Peccato che i tempi sono stretti e – per quanto ne sappiamo ora – per il momento è stato appena superato il tetto delle 200mila firme. Di questo passo il rischio è che non si arrivi neppure al voto. C’è anche da chiedersi come è possibile che ci siano comitati che deliberano a cuor leggero criteri banali o che, addirittura, creano le condizioni per palesi disparità di trattamento. In ogni caso è inevitabile che meccanismi del genere alimentino ulteriori malumori all’interno della scuola e non contribuiscano ad una soluzione ragionevole e razionale del molteplici problemi legati alla valorizzazione del merito dei docenti.
Situazione aggravata proprio dal fatto che in questi mesi i 4 sindacati maggiori (Cgil, Cisl, Uil e Snals) hanno “mollato la presa” e si sono praticamente disinteressati di ciò che stava accadendo nelle scuole.
Ma quali possono essere le conseguenze di questo evidente calo di tensione all’interno delle scuole e delle stesse organizzazioni sindacali? Quella più immediata potrebbe essere una accelerazione dell’operazione “bonus premiale”; subito dopo ci sarà l’inevitabile chiusura della partita della chiamata diretta con il nulla di fatto su ogni ipotesi di accordo contrattuale in materia (per il momento resta teoricamente aperta la possibilità che sull’argomento si arrivi ad un accordo fra ministero e sindacati).
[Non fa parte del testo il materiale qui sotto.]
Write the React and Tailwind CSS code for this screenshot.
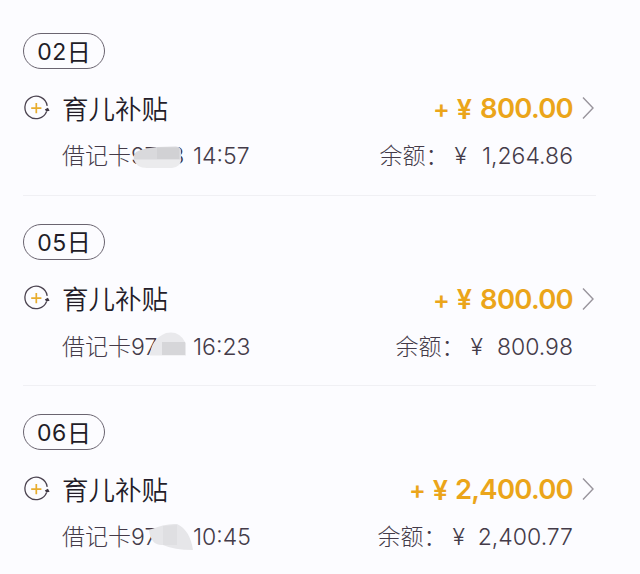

E se poi davvero il Comitato referendario non riuscisse a mettere insieme le firme necessarie, sarebbe la disfatta per il fronte del “no legge 107” e, a partire dal prossimo settembre, il clima nelle scuole potrebbe davvero cambiare in modo definitivo, con conseguenze imprevedibili anche sul funzionamento quotidiano: la “vivacità” didattica di una scuola, infatti, è anche direttamente collegata al dibattito culturale e politico che in essa si sviluppa. In una scuola “normalizzata” c’è il rischio che prevalga il “pensiero unico” con tutto ciò che ne deriva.
A quel punto le scuole potranno anche essere ben dotate di tecnologie e altre “diavolerie moderne” ma difficilmente saranno vere comunità in cui i ragazzi potranno imparare a diventare cittadini.